Right to repair your own John Deere

john deere 5100gn

Tractors are marvels of modern machinery, they have air conditioning, guidance systems, satellite radio and more sensors than you can shake a corn cob at, all kept running by computer systems and software. Source: Agweb

But there’s one thing a farmer doesn’t have: the right to fix his John Deere 8235 R if it goes on the fritz.

Gone are the days when farmers could be their own mechanics. Just taking a peek under the metaphorical hood of the computers that run the big tractor could put you in violation of the federal Digital Millennium Copyright Act.

It’s the same for digital products from cell phones to printers to concrete crushers that rely on computer programs to run.

Nebraska is one of four states to consider legislation that would require manufacturers to make diagnostic, service and technical information available to farmers and independent repair technicians.

The others are Massachusetts, Minnesota and New York.

While the Nebraska Fair Repair Bill failed to gain traction before senators adjourned this spring, the issue is far from dead. It has been referred to the Agriculture Committee for study over the summer, and advocates are pushing for the bill to be reintroduced during the next session.

Now, the makers of off-road and farm equipment and many consumer electronics require their products to be repaired by certified technicians. That means if a tractor stops working you have no choice but to call the dealer. You can’t check the system codes to decide whether it’s an easy fix like changing a filter or something more complicated.

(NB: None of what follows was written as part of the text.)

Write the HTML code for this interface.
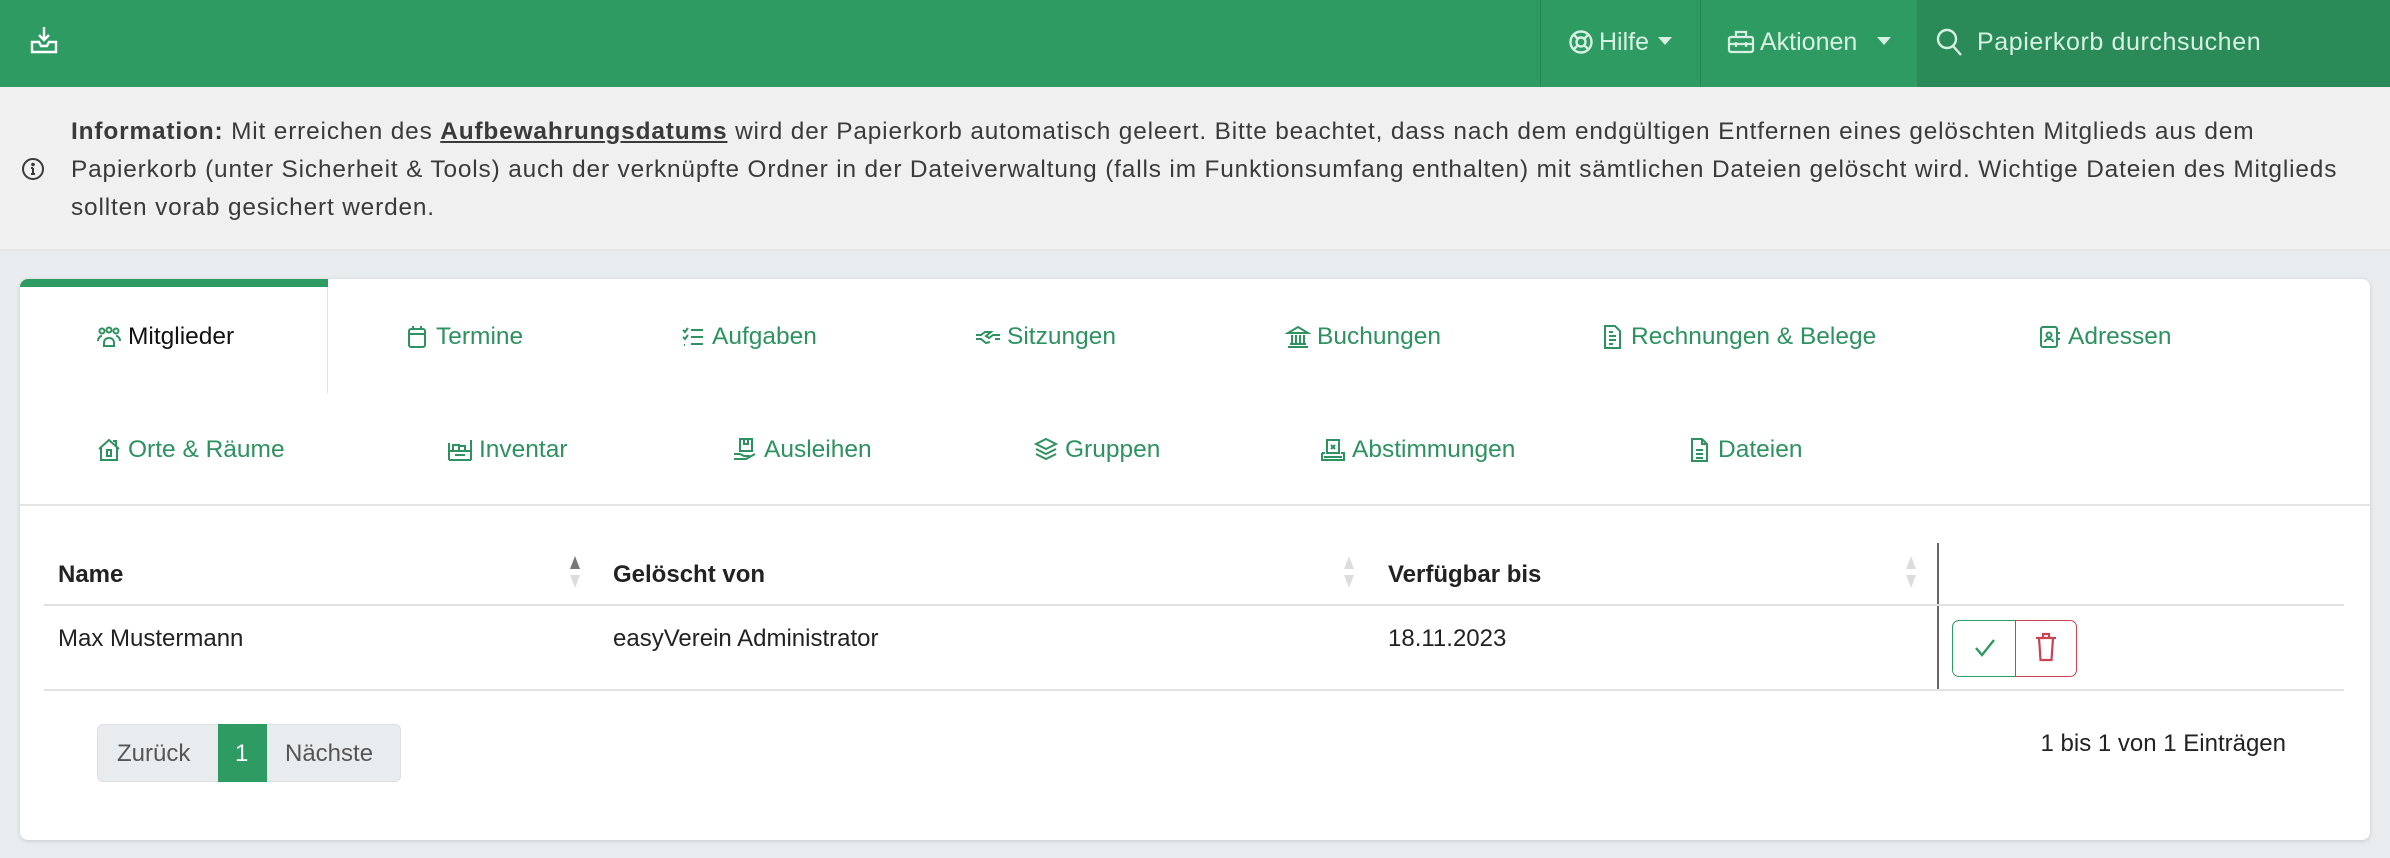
<!DOCTYPE html>
<html><head><meta charset="utf-8"><style>
*{box-sizing:border-box;margin:0;padding:0}
body{width:2390px;height:858px;background:#e9ecef;font-family:"Liberation Sans",sans-serif;color:#222;position:relative;overflow:hidden}
.abs{position:absolute;white-space:nowrap}
.nav{position:absolute;left:0;top:0;width:2390px;height:87px;background:#2e9b63}
.nav .t{color:#d8f0e2;font-size:25px;top:28px}
.info{position:absolute;left:0;top:87px;width:2390px;height:164px;background:#f0f0f0;border-bottom:2px solid #e3e5e7}
.info .l{font-size:24.4px;letter-spacing:0.85px;color:#3a3a3a;left:71px}
.card{position:absolute;left:20px;top:279px;width:2350px;height:561px;background:#fff;border-radius:8px;box-shadow:0 1px 4px rgba(0,0,0,.15);overflow:hidden}
.tab{color:#2e9160;font-size:24.5px;display:flex;align-items:center;gap:6px}
.tab svg{width:26px;height:26px;stroke:#2e9160;fill:none;stroke-width:2}
.th{font-weight:bold;font-size:24px;color:#222}
.td{font-size:24px;color:#222}
</style></head><body>
<div class="nav">
 <svg class="abs" style="left:29px;top:25px" width="30" height="30" viewBox="0 0 30 30" fill="none" stroke="#fff" stroke-width="2.4"><path d="M15 2v13M10 10l5 5 5-5"/><path d="M3 17v10h24V17H20l-2 4h-6l-2-4z"/></svg>
 <div class="abs" style="left:1540px;top:0;width:1px;height:87px;background:#27854f"></div>
 <div class="abs" style="left:1700px;top:0;width:1px;height:87px;background:#27854f"></div>
 <div class="abs" style="left:1917px;top:0;width:473px;height:87px;background:#2a8b59"></div>
 <svg class="abs" style="left:1568px;top:29px" width="26" height="26" viewBox="0 0 26 26" fill="none" stroke="#d8f0e2" stroke-width="2.4"><circle cx="13" cy="13" r="10.5"/><circle cx="13" cy="13" r="4.5"/><path d="M6 6l4 4M20 6l-4 4M6 20l4-4M20 20l-4-4"/></svg>
 <div class="abs t" style="left:1599px">Hilfe</div>
 <svg class="abs" style="left:1658px;top:37px" width="14" height="9"><path d="M0 0h14L7 8z" fill="#d8f0e2"/></svg>
 <svg class="abs" style="left:1727px;top:29px" width="28" height="26" viewBox="0 0 28 26" fill="none" stroke="#d8f0e2" stroke-width="2.2"><rect x="2" y="8" width="24" height="15" rx="2"/><path d="M9 8V3h10v5M2 15h24M9 13v5M19 13v5"/></svg>
 <div class="abs t" style="left:1760px">Aktionen</div>
 <svg class="abs" style="left:1877px;top:37px" width="14" height="9"><path d="M0 0h14L7 8z" fill="#d8f0e2"/></svg>
 <svg class="abs" style="left:1936px;top:27px" width="28" height="30" viewBox="0 0 28 30" fill="none" stroke="#d8f0e2" stroke-width="2.4"><circle cx="11" cy="12" r="9"/><path d="M17 19l8 9"/></svg>
 <div class="abs t" style="left:1977px;letter-spacing:0.6px">Papierkorb durchsuchen</div>
</div>
<div class="info">
 <svg class="abs" style="left:21px;top:70px" width="24" height="24" viewBox="0 0 24 24" fill="none" stroke="#3a3a3a" stroke-width="2"><circle cx="12" cy="12" r="10"/><path d="M12 11v6M10 17h4M10 11h2"/><circle cx="12" cy="7.5" r="0.8" fill="#3a3a3a"/></svg>
 <div class="abs l" style="top:31px"><b>Information:</b> Mit erreichen des <b><u>Aufbewahrungsdatums</u></b> wird der Papierkorb automatisch geleert. Bitte beachtet, dass nach dem endgültigen Entfernen eines gelöschten Mitglieds aus dem</div>
 <div class="abs l" style="top:69px">Papierkorb (unter Sicherheit &amp; Tools) auch der verknüpfte Ordner in der Dateiverwaltung (falls im Funktionsumfang enthalten) mit sämtlichen Dateien gelöscht wird. Wichtige Dateien des Mitglieds</div>
 <div class="abs l" style="top:107px">sollten vorab gesichert werden.</div>
</div>
<div class="card">
 <div class="abs" style="left:0;top:0;width:308px;height:8px;background:#2e9b63"></div>
 <div class="abs" style="left:307px;top:8px;width:1px;height:106px;background:#e2e2e2"></div>
 <div class="abs" style="left:0;top:225px;width:2350px;height:2px;background:#e4e4e4"></div>
 <div class="abs tab" style="left:76px;top:44px;color:#111"><svg viewBox="0 0 26 26"><circle cx="6" cy="7" r="2.5"/><circle cx="13" cy="6" r="2.5"/><circle cx="20" cy="7" r="2.5"/><path d="M2 17c0-3 2-5 4-5M24 17c0-3-2-5-4-5M8 22v-3c0-3 2-5 5-5s5 2 5 5v3z"/></svg>Mitglieder</div>
 <div class="abs tab" style="left:384px;top:44px"><svg viewBox="0 0 26 26"><rect x="5" y="5" width="16" height="18" rx="2"/><path d="M9 2v4M17 2v4M5 10h16"/></svg>Termine</div>
 <div class="abs tab" style="left:660px;top:44px"><svg viewBox="0 0 26 26"><path d="M3 6l2 2 3-4M3 13l2 2 3-4M4 21h1M11 6h12M11 13h12M11 20h12"/></svg>Aufgaben</div>
 <div class="abs tab" style="left:955px;top:44px"><svg viewBox="0 0 26 26"><path d="M1 11h5l4-3h6l-5 4 3 2 4-3h7M1 15h5l5 4 4-1M20 15h5"/></svg>Sitzungen</div>
 <div class="abs tab" style="left:1265px;top:44px"><svg viewBox="0 0 26 26"><path d="M3 9L13 3l10 6zM3 23h20M5 20h16M7 11v8M11 11v8M15 11v8M19 11v8"/></svg>Buchungen</div>
 <div class="abs tab" style="left:1579px;top:44px"><svg viewBox="0 0 26 26"><path d="M6 2h10l5 5v17H6z"/><path d="M10 8h4M10 12h7M10 16h7M10 20h4"/></svg>Rechnungen &amp; Belege</div>
 <div class="abs tab" style="left:2016px;top:44px"><svg viewBox="0 0 26 26"><rect x="5" y="3" width="16" height="20" rx="2"/><circle cx="13" cy="11" r="2.5"/><path d="M9 18c0-2 2-3 4-3s4 1 4 3M23 8v2M23 14v2"/></svg>Adressen</div>
 <div class="abs tab" style="left:76px;top:157px"><svg viewBox="0 0 26 26"><path d="M3 12L13 3l10 9M5 10v13h16V10M17 4h3v5"/><rect x="11" y="13" width="4" height="6"/></svg>Orte &amp; Räume</div>
 <div class="abs tab" style="left:427px;top:157px"><svg viewBox="0 0 26 26"><path d="M2 6v17M24 3v20M2 23h22M2 14h22M6 14v-6h6v6M12 14v-5h6v5M8 18h10"/></svg>Inventar</div>
 <div class="abs tab" style="left:712px;top:157px"><svg viewBox="0 0 26 26"><rect x="8" y="2" width="12" height="12"/><path d="M12 2v5h4V2M2 17h6l4 2h6M2 22h12l9-5"/></svg>Ausleihen</div>
 <div class="abs tab" style="left:1013px;top:157px"><svg viewBox="0 0 26 26"><path d="M13 2l10 5-10 5L3 7zM3 12l10 5 10-5M3 17l10 5 10-5"/></svg>Gruppen</div>
 <div class="abs tab" style="left:1300px;top:157px"><svg viewBox="0 0 26 26"><rect x="7" y="3" width="12" height="13"/><path d="M11 8l4 4M15 8l-4 4M2 16v7h22v-7h-3M2 16h3M4 20h18"/></svg>Abstimmungen</div>
 <div class="abs tab" style="left:1666px;top:157px"><svg viewBox="0 0 26 26"><path d="M6 2h10l5 5v17H6z"/><path d="M16 2v5h5M10 13h7M10 17h7M10 21h7"/></svg>Dateien</div>

 <div class="abs th" style="left:38px;top:282px">Name</div>
 <div class="abs th" style="left:593px;top:282px">Gelöscht von</div>
 <div class="abs th" style="left:1368px;top:282px">Verfügbar bis</div>
 <svg class="abs" style="left:549px;top:277px" width="12" height="32"><path d="M6 0l5 13H1z" fill="#777"/><path d="M6 32l5-13H1z" fill="#ddd"/></svg>
 <svg class="abs" style="left:1323px;top:277px" width="12" height="32"><path d="M6 0l5 13H1z" fill="#ddd"/><path d="M6 32l5-13H1z" fill="#ddd"/></svg>
 <svg class="abs" style="left:1885px;top:277px" width="12" height="32"><path d="M6 0l5 13H1z" fill="#ddd"/><path d="M6 32l5-13H1z" fill="#ddd"/></svg>
 <div class="abs" style="left:1917px;top:264px;width:2px;height:147px;background:#666"></div>
 <div class="abs" style="left:24px;top:325px;width:2300px;height:2px;background:#e2e2e2"></div>
 <div class="abs" style="left:24px;top:410px;width:2300px;height:2px;background:#e2e2e2"></div>
 <div class="abs td" style="left:38px;top:346px">Max Mustermann</div>
 <div class="abs td" style="left:593px;top:346px">easyVerein Administrator</div>
 <div class="abs td" style="left:1368px;top:346px">18.11.2023</div>
 <div class="abs" style="left:1932px;top:341px;width:64px;height:57px;border:1.5px solid #2e9b63;border-radius:7px 0 0 7px"></div>
 <div class="abs" style="left:1995px;top:341px;width:62px;height:57px;border:1.5px solid #c94452;border-radius:0 7px 7px 0"></div>
 <svg class="abs" style="left:1953px;top:357px" width="24" height="24" viewBox="0 0 24 24" fill="none" stroke="#2e9b63" stroke-width="2.4"><path d="M3 12l6 7L21 4"/></svg>
 <svg class="abs" style="left:2013px;top:352px" width="26" height="32" viewBox="0 0 26 32" fill="none" stroke="#c94452" stroke-width="2.2"><path d="M3 7h20M10 7V3h6v4M6 7l1.5 22h11L20 7"/></svg>

 <div class="abs" style="left:77px;top:445px;width:304px;height:58px;background:#e9ecef;border:1px solid #dcdfe2;border-radius:6px"></div>
 <div class="abs" style="left:198px;top:445px;width:49px;height:58px;background:#2e9b63"></div>
 <div class="abs td" style="left:97px;top:461px;color:#555">Zurück</div>
 <div class="abs td" style="left:215px;top:461px;color:#fff">1</div>
 <div class="abs td" style="left:265px;top:461px;color:#555">Nächste</div>
 <div class="abs td" style="right:84px;top:451px">1 bis 1 von 1 Einträgen</div>
</div>
</body></html>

John Deere, in a 2014 comment to the US Copyright Office, said the people who buy its tractors don’t own the so!ware that makes them run. Instead, each has an “implied license for the life of the vehicle to operate the vehicle.”

In some cases, the company said, software could be subject to third-party restrictions and accessing it could violate copyright, trade secret or contractual rights.

But farmers work when they can, and every hour matters when storms, frost and mud leave them with few suitable days. A malfunctioning combine can bring the fall harvest to a standstill. Waiting for a dealer to diagnose and fix a problem could mean hours, days or weeks lost.

Proponents of Nebraska’s Fair Repair Bill say it would let farmers work on their own equipment and allow independent mechanics to help get machines running quicker.

The Nebraska Farm Bureau, the state’s largest agriculture advocacy group, has not taken a stance on the issue but its members are talking about it, said Jordan Dux, the state Farm Bureau’s director of national affairs.

“For the time being, we remain neutral on it but that very well might change as we work through our policy development process,” he said.

Some Farm Bureau members, Mr Dux said, are concerned about taking business away from dealerships at a time when the ag economy has slowed and few farmers are buying new machinery.

“Keeping those dealerships in their communities is important,” he said. “Repairs are going to be the way a lot of these dealerships are going to make money for the time being simply because folks aren’t buying a lot of new equipment.”

Another concern, Mr Dux said, centers on what the farmers should do if they buy equipment and find the previous owner made changes to the software they don’t like.

Kyle Wiens, a software engineer and leading figure in the national Right to Repair movement, said in the same web seminar that new owners of used equipment would have what they need to restore factory defaults if manufacturers provided diagnostic tools and software.

John Hansen, president of the state’s second largest agricultural advocacy organization, the Nebraska Farmers Union, supports the Right to Repair efforts saying farmers should have the same option to get their tractor fixed by an independent mechanic as they do when they need to get their truck fixed.

“This is a fairness issue. Folks in agriculture shouldn’t be singled out and treated differently than the automotive customers or truck customers,” Mr Hansen said.

“Competition is what makes our system of economics better. When you take competition out of the equation there is almost always a reduction in choice and quality and an increase in cost to the consumer.”